Depending on the actual material you want to glue there are many options. If it's paper or cardboard, Mod Podge or white glue that you used in elementary school will work fine.
But what if it's a combination of different materials, such as plastic and metal? There must be a specific glue for that, surely?
Choose the right glue, with the properties that will enhance, not detract from the finished project.
I've tried pretty much everything, and there are many more things that I don't know. Something I've learned; Don't use Mod Podge for everything. Test it out first, to see if it's going to work.
Best used on paper or cardboard, Mod Podge comes in several different finishes; semi gloss, matte, etc., just like paint. You may find you prefer one over the other types, or use them for different projects.

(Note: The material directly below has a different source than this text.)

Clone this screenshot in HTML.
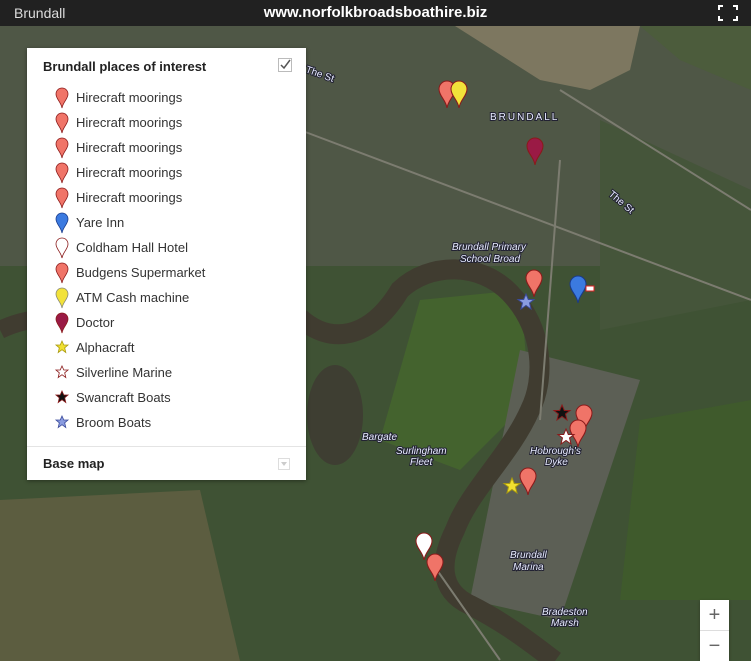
<!DOCTYPE html>
<html><head><meta charset="utf-8"><style>
*{margin:0;padding:0;box-sizing:border-box}
body{width:751px;height:661px;overflow:hidden;font-family:"Liberation Sans",sans-serif;background:#3f5234;position:relative}
#bar{position:absolute;left:0;top:0;width:751px;height:26px;background:#212121;color:#fff}
#bar .l{position:absolute;left:14px;top:5px;font-size:14px;color:#ddd}
#bar .c{position:absolute;left:0;right:0;text-align:center;top:4px;font-size:15px;font-weight:bold}
#leg{position:absolute;left:27px;top:48px;width:279px;height:432px;background:#fff;box-shadow:0 1px 4px rgba(0,0,0,.4)}
#leg .t{position:absolute;left:16px;top:11px;font-size:13px;font-weight:bold;color:#222}
#leg .it{position:absolute;left:49px;font-size:13px;color:#333}
#leg .ic{position:absolute;left:28px}
#zoom{position:absolute;left:700px;top:600px;width:29px;height:61px;background:#fff;box-shadow:0 1px 3px rgba(0,0,0,.3);color:#666;font-size:20px;text-align:center;line-height:30px}
</style></head><body>
<svg width="751" height="661" style="position:absolute;left:0;top:0">
<defs>
<path id="pin" d="M0,0 C-1,-8 -8,-12 -8,-19 A8,8 0 1 1 8,-19 C8,-12 1,-8 0,0Z"/>
<path id="star" d="M0,-8 L2.3,-2.5 8,-2.5 3.5,1 5,7 0,3.5 -5,7 -3.5,1 -8,-2.5 -2.3,-2.5Z"/>
</defs>
<rect width="751" height="661" fill="#3f5234"/>
<rect x="0" y="26" width="751" height="240" fill="#4f5746"/>
<path d="M455,26 L640,26 L630,70 L590,90 L540,80 Z" fill="#7d7760"/>
<path d="M640,26 L751,26 L751,90 L680,60Z" fill="#4c5c3c"/>
<path d="M600,120 L751,190 L751,300 L600,330 Z" fill="#45553a"/>
<path d="M420,300 L520,290 L530,400 L460,470 L380,440 Z" fill="#44632e"/>
<path d="M520,350 L640,380 L560,620 L470,600 Z" fill="#5c5f55"/>
<path d="M640,420 L751,400 L751,600 L620,600 Z" fill="#3f5a2c"/>
<path d="M0,500 L200,490 L240,661 L0,661Z" fill="#5c5d40"/>
<path d="M300,318 C330,345 370,340 400,290 C430,262 480,262 510,293 C545,330 545,380 530,410 C510,455 470,490 455,530 C440,560 438,590 470,605 C510,625 540,650 555,661" fill="none" stroke="#403c30" stroke-width="20"/>
<path d="M0,330 C60,300 150,330 300,318" fill="none" stroke="#403c30" stroke-width="18"/>
<ellipse cx="335" cy="415" rx="28" ry="50" fill="#3e3e32"/>
<path d="M300,130 L751,300 M560,160 L540,420 M430,560 L500,660 M560,90 L751,210" stroke="#7c7c70" stroke-width="2" fill="none"/>
<g fill="#e8ecff" stroke="#223" stroke-width="2" paint-order="stroke" font-family="Liberation Sans" font-size="10" font-style="italic">
<text x="362" y="440">Bargate</text><text x="396" y="454">Surlingham</text><text x="410" y="465">Fleet</text>
<text x="530" y="454">Hobrough's</text><text x="545" y="465">Dyke</text><text x="510" y="558">Brundall</text><text x="513" y="570">Marina</text>
<text x="542" y="615">Bradeston</text><text x="551" y="626">Marsh</text>
<text x="452" y="250">Brundall Primary</text><text x="460" y="262">School Broad</text>
<text x="490" y="120" font-style="normal" letter-spacing="2">BRUNDALL</text>
<text x="608" y="195" font-style="normal" transform="rotate(40 608 195)">The St</text>
<text x="305" y="72" font-style="normal" transform="rotate(20 305 72)">The St</text>
</g>
<g stroke="#8a1a1a" stroke-width="1">
<use href="#pin" x="447" y="108" fill="#f07468"/>
<use href="#pin" x="459" y="108" fill="#f2e23a"/>
<use href="#pin" x="535" y="165" fill="#9a1a45"/>
<use href="#pin" x="534" y="297" fill="#f07468"/>
<use href="#pin" x="578" y="303" fill="#3b7ae0" stroke="#1a3a8a"/>
<use href="#pin" x="584" y="432" fill="#f07468"/>
<use href="#pin" x="578" y="447" fill="#f07468"/>
<use href="#pin" x="528" y="495" fill="#f07468"/>
<use href="#pin" x="424" y="560" fill="#fff"/>
<use href="#pin" x="435" y="581" fill="#f07468"/>
<use href="#star" x="526" y="302" fill="#8a9ce0" stroke="#3a4a9a"/>
<use href="#star" x="562" y="413" fill="#111" stroke="#8a1a1a"/>
<use href="#star" x="566" y="437" fill="#fff"/>
<use href="#star" x="512" y="486" fill="#f0e030" stroke="#aa9a10"/>
</g>
<rect x="586" y="286" width="8" height="5" fill="#fff" stroke="#d22" stroke-width="1"/>
</svg>
<div id="bar"><span class="l">Brundall</span><div class="c">www.norfolkbroadsboathire.biz</div>
<svg width="20" height="16" style="position:absolute;left:718px;top:5px" stroke="#fff" stroke-width="2" fill="none"><path d="M1,5V1H5M15,1H19V5M19,11V15H15M5,15H1V11"/></svg></div>
<div id="leg">
<div class="t">Brundall places of interest</div>
<svg width="14" height="14" style="position:absolute;left:251px;top:10px"><rect x="0.5" y="0.5" width="13" height="13" fill="#fff" stroke="#bbb"/><path d="M3,7 L6,10 L12,2" stroke="#555" stroke-width="1.5" fill="none"/></svg>
<svg width="30" height="380" class="ic" style="top:38px;left:25px">
<defs><path id="p2" d="M0,0 C-1,-6 -6,-9 -6,-14 A6,6 0 1 1 6,-14 C6,-9 1,-6 0,0Z"/><path id="s2" d="M0,-6 L1.8,-2 6,-2 2.7,0.8 3.8,5.5 0,2.7 -3.8,5.5 -2.7,0.8 -6,-2 -1.8,-2Z"/></defs>
<g stroke="#8a1a1a" stroke-width="0.8">
<use href="#p2" x="10" y="22" fill="#f07468"/><use href="#p2" x="10" y="47" fill="#f07468"/><use href="#p2" x="10" y="72" fill="#f07468"/><use href="#p2" x="10" y="97" fill="#f07468"/><use href="#p2" x="10" y="122" fill="#f07468"/>
<use href="#p2" x="10" y="147" fill="#3b7ae0" stroke="#1a3a8a"/><use href="#p2" x="10" y="172" fill="#fff"/><use href="#p2" x="10" y="197" fill="#f07468"/><use href="#p2" x="10" y="222" fill="#f2e23a" stroke="#887"/><use href="#p2" x="10" y="247" fill="#9a1a45"/>
<use href="#s2" x="10" y="261" fill="#f0e030" stroke="#aa9a10"/><use href="#s2" x="10" y="286" fill="#fff"/><use href="#s2" x="10" y="311" fill="#111"/><use href="#s2" x="10" y="336" fill="#8a9ce0" stroke="#3a4a9a"/>
</g></svg>
<div class="it" style="top:42px">Hirecraft moorings</div>
<div class="it" style="top:67px">Hirecraft moorings</div>
<div class="it" style="top:92px">Hirecraft moorings</div>
<div class="it" style="top:117px">Hirecraft moorings</div>
<div class="it" style="top:142px">Hirecraft moorings</div>
<div class="it" style="top:167px">Yare Inn</div>
<div class="it" style="top:192px">Coldham Hall Hotel</div>
<div class="it" style="top:217px">Budgens Supermarket</div>
<div class="it" style="top:242px">ATM Cash machine</div>
<div class="it" style="top:267px">Doctor</div>
<div class="it" style="top:292px">Alphacraft</div>
<div class="it" style="top:317px">Silverline Marine</div>
<div class="it" style="top:342px">Swancraft Boats</div>
<div class="it" style="top:367px">Broom Boats</div>
<div style="position:absolute;left:0;right:0;top:398px;border-top:1px solid #e4e4e4"></div>
<div class="t" style="top:408px">Base map</div>
<svg width="12" height="12" style="position:absolute;left:251px;top:410px"><rect x="0.5" y="0.5" width="11" height="11" fill="#fff" stroke="#ddd"/><path d="M3,4 L6,8 L9,4Z" fill="#ccc"/></svg>
</div>
<div id="zoom"><div>+</div><div style="border-top:1px solid #ddd">−</div></div>
</body></html>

My main complaint about most kinds of glue isn't the glue itself. It's the package!
Gorilla Glue is a great glue, but it's almost impossible to squeeze the bottle. I usually let it drip out onto something else, then spread it with a toothpick or piece of wire. It is almost impossible to get it off your fingers. It just has to wear off.
Another thing to keep in mind with Gorilla Glue is that it expands as it dries.
Don't leave it alone for a minute!
Wipe off the excess a few times until it stops expanding. This can be a good thing, as it fills in any cracks or spaces, but it can also spread pieces apart.
Clamps are our friends.
Another candidate that's tricky to use is two part epoxy. This product usually comes in two tubes, bottles or a syringe with two parts to it.
It only sticks once it's mixed, that's why I get the five minute kind, which gives you enough time to actually mix it, spread it and get the parts of your craft in the right place before it dries rock hard.
My latest project is to try Kinsugi, or gluing a broken dish back together using a method of glue with gold to make a distinctive mend on a fragile piece of pottery. Don't hide the damage, enhance it!